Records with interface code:
※
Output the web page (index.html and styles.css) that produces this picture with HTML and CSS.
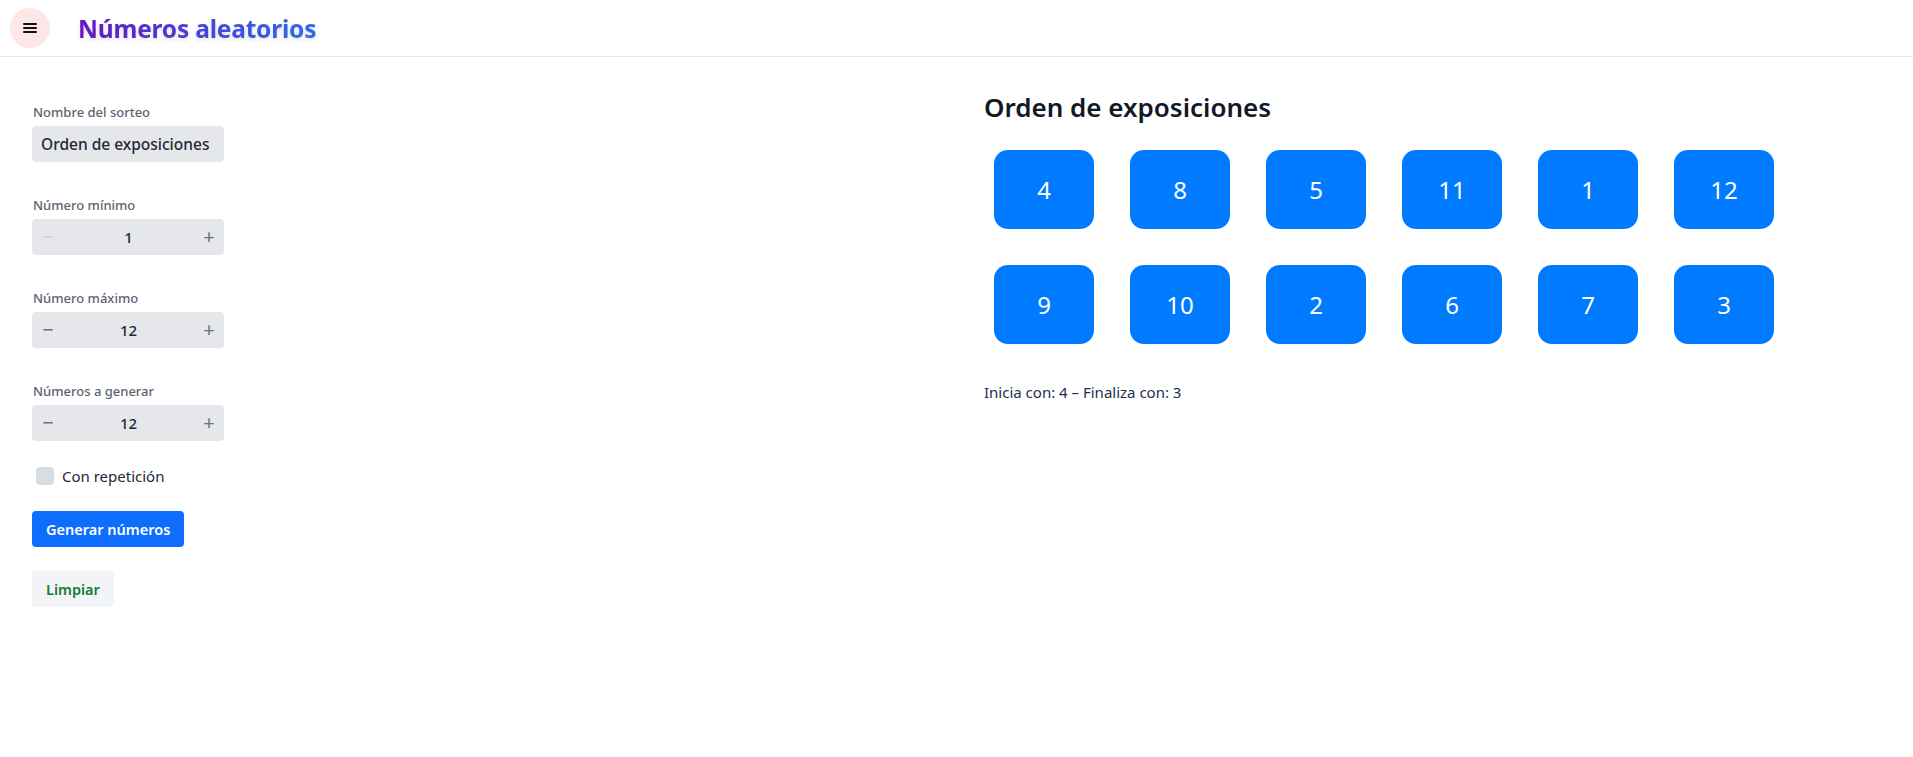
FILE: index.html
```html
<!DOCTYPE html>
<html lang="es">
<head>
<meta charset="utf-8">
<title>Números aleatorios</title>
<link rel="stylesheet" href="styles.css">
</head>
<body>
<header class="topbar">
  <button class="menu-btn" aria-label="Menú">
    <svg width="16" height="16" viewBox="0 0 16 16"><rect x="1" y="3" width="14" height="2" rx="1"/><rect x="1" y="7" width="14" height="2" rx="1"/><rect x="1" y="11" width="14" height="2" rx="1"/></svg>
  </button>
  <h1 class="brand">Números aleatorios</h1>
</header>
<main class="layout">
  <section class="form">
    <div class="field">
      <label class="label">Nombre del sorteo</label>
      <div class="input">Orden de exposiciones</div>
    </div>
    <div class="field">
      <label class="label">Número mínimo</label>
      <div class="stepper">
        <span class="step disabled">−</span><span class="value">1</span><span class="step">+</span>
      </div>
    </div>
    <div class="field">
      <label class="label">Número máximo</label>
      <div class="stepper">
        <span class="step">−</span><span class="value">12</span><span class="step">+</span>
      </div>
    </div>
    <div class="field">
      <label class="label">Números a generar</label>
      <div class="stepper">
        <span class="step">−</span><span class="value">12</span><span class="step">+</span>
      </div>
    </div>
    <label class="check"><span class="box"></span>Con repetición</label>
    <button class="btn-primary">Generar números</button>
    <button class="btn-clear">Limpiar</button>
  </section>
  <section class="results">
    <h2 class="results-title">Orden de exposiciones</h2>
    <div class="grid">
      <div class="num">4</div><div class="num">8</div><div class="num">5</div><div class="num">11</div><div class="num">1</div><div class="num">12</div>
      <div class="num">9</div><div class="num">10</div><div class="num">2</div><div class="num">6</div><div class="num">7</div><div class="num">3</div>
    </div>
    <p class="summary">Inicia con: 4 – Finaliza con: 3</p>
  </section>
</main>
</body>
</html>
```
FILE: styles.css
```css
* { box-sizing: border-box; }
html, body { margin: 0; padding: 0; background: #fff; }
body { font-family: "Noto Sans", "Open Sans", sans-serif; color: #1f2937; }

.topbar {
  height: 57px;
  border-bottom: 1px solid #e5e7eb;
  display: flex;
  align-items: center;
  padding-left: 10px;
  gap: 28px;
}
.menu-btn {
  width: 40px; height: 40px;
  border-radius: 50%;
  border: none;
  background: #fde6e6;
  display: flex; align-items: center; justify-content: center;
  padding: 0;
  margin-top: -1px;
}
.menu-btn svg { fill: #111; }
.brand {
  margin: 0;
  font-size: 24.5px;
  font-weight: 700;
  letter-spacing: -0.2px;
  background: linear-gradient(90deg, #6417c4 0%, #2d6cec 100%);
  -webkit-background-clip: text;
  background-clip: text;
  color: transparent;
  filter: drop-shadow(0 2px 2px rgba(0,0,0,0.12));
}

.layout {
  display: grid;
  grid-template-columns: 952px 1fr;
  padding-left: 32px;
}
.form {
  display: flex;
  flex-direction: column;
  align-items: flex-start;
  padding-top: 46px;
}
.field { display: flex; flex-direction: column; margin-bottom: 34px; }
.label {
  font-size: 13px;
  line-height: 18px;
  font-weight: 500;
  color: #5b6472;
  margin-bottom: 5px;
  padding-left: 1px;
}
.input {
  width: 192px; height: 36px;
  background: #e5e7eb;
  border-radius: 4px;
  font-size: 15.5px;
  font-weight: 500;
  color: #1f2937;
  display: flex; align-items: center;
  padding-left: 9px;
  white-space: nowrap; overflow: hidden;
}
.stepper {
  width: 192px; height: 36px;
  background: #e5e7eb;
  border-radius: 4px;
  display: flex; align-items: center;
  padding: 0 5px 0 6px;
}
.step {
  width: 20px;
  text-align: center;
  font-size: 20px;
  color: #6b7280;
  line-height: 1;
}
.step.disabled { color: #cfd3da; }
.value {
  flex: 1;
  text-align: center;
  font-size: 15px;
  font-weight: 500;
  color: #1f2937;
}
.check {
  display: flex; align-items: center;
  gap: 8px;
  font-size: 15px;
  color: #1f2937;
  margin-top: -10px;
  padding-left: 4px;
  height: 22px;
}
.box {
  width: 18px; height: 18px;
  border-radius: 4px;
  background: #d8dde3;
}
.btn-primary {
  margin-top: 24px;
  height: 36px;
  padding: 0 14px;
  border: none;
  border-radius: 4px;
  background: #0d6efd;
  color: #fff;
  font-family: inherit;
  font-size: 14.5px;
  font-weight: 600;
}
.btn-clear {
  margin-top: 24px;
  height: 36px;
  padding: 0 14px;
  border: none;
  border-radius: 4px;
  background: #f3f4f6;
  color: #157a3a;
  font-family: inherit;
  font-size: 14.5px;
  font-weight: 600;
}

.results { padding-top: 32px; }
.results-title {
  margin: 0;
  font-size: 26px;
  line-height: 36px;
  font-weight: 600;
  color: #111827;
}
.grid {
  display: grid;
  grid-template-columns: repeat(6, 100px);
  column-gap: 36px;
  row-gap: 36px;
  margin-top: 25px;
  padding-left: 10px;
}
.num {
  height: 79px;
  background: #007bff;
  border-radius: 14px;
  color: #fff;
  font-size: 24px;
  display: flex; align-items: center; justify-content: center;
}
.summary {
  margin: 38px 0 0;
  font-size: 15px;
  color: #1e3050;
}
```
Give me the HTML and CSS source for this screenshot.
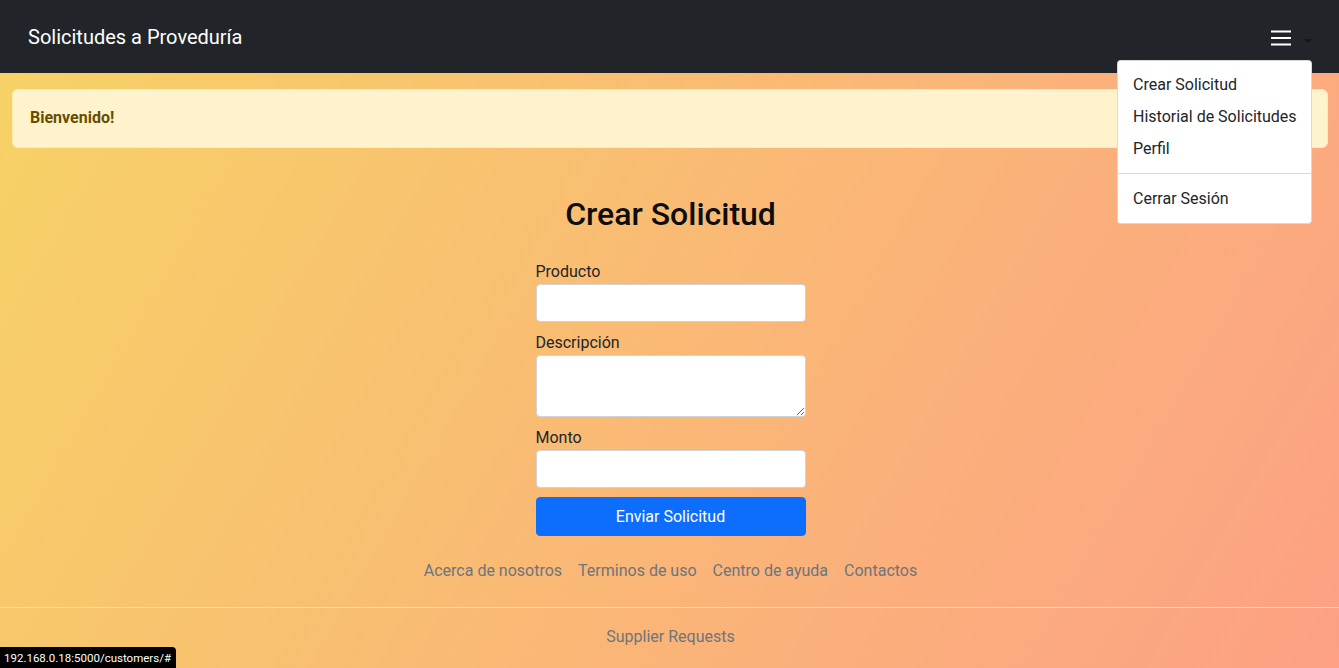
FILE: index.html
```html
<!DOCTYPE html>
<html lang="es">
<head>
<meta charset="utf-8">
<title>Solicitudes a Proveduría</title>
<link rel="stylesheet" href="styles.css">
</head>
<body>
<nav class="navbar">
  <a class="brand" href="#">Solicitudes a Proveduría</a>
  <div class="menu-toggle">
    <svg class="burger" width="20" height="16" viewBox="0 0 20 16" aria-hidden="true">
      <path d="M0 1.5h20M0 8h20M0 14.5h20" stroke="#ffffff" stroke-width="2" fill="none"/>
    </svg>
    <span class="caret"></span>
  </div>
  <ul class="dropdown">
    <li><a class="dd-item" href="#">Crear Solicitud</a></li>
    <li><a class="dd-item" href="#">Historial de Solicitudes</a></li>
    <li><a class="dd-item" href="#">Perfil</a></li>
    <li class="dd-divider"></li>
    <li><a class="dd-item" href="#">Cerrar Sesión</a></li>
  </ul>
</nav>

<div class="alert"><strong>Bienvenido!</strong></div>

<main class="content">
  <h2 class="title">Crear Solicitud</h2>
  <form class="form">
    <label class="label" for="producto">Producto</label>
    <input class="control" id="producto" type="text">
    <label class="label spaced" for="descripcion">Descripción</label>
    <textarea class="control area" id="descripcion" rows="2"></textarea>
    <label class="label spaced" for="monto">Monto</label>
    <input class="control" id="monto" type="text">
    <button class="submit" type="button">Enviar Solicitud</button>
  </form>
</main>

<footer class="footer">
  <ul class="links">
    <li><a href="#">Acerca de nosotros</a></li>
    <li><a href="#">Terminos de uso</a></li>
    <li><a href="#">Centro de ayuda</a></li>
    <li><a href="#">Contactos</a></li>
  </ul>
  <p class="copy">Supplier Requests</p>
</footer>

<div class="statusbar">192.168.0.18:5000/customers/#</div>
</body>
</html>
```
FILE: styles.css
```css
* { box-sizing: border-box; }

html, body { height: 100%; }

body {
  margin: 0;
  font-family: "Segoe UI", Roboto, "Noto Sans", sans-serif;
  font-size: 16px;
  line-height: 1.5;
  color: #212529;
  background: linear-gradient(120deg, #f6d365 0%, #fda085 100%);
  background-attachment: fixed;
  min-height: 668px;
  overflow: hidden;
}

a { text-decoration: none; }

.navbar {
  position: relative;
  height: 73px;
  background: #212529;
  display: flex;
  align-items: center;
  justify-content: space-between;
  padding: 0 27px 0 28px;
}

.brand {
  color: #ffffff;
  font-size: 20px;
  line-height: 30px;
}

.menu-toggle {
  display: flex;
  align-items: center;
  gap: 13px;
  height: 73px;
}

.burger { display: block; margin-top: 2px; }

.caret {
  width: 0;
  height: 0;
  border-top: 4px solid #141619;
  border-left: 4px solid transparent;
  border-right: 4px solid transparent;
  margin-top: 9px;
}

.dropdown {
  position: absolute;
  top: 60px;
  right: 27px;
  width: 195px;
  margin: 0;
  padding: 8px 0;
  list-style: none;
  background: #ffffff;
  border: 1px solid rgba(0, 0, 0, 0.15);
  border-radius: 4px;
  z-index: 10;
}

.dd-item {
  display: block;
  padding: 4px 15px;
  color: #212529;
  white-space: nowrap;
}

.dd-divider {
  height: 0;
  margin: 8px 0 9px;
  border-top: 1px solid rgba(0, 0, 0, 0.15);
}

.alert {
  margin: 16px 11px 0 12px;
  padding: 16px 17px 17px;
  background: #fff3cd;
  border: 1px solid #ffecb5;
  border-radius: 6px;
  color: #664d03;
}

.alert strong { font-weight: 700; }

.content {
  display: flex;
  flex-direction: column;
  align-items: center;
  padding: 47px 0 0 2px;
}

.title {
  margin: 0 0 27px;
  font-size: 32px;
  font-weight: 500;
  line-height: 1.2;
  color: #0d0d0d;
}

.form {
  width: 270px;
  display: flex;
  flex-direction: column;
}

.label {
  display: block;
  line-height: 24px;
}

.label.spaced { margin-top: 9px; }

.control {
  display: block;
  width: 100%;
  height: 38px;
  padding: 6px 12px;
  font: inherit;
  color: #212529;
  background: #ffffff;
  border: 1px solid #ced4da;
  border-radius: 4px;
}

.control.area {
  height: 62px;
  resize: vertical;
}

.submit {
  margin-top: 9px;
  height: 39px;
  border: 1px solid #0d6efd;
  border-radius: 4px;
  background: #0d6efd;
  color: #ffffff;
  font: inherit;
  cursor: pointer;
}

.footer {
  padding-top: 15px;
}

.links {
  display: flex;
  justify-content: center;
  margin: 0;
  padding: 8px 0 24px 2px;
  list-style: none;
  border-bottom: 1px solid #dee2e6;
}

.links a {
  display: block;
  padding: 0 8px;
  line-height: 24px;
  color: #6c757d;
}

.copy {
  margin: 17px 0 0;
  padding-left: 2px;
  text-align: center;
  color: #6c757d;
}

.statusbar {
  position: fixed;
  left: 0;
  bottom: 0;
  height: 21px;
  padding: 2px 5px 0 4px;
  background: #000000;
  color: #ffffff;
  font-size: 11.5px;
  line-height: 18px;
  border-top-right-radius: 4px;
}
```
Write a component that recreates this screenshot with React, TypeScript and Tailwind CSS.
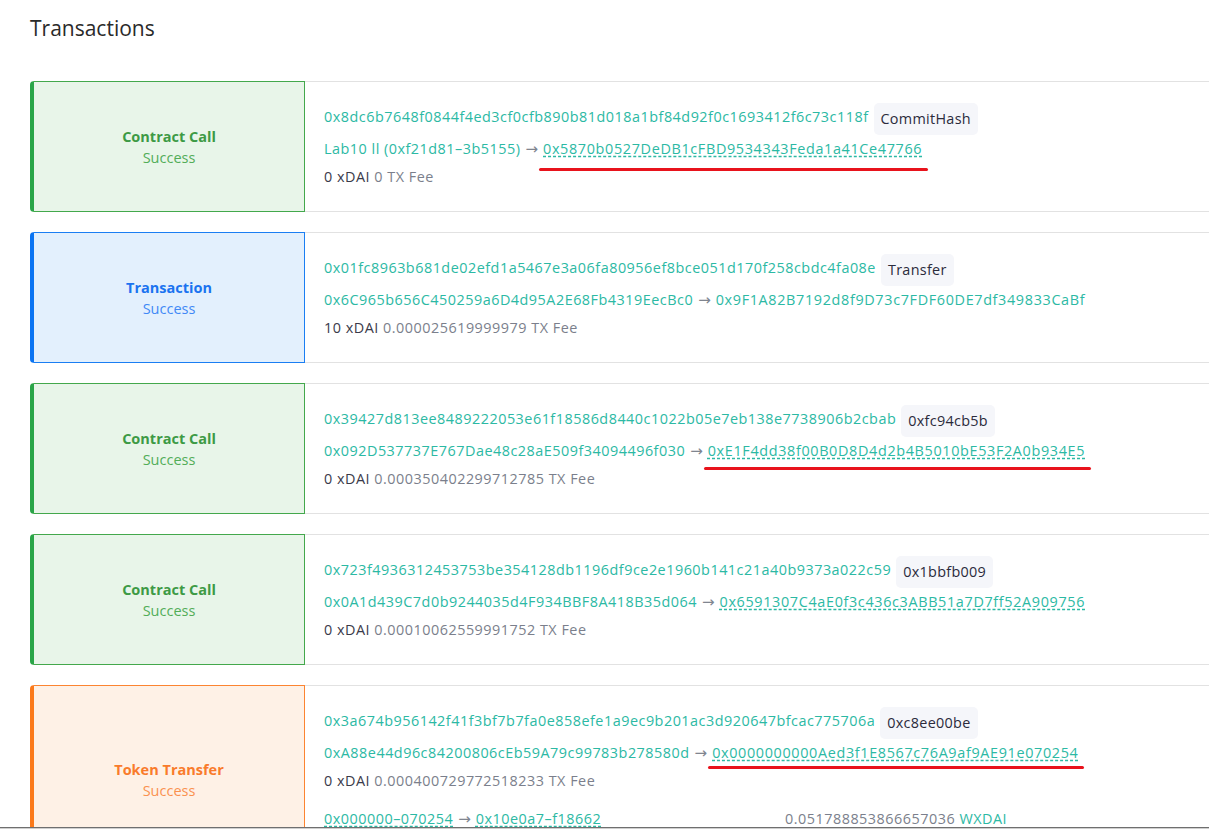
※
Instruction =>
Every line of the listing that holds "index" should be found and copied.

Full answer =>
Output the web page (index.html and styles.css) that produces this picture with HTML and CSS.
FILE: index.html
FILE: index.html
  z-index: 10;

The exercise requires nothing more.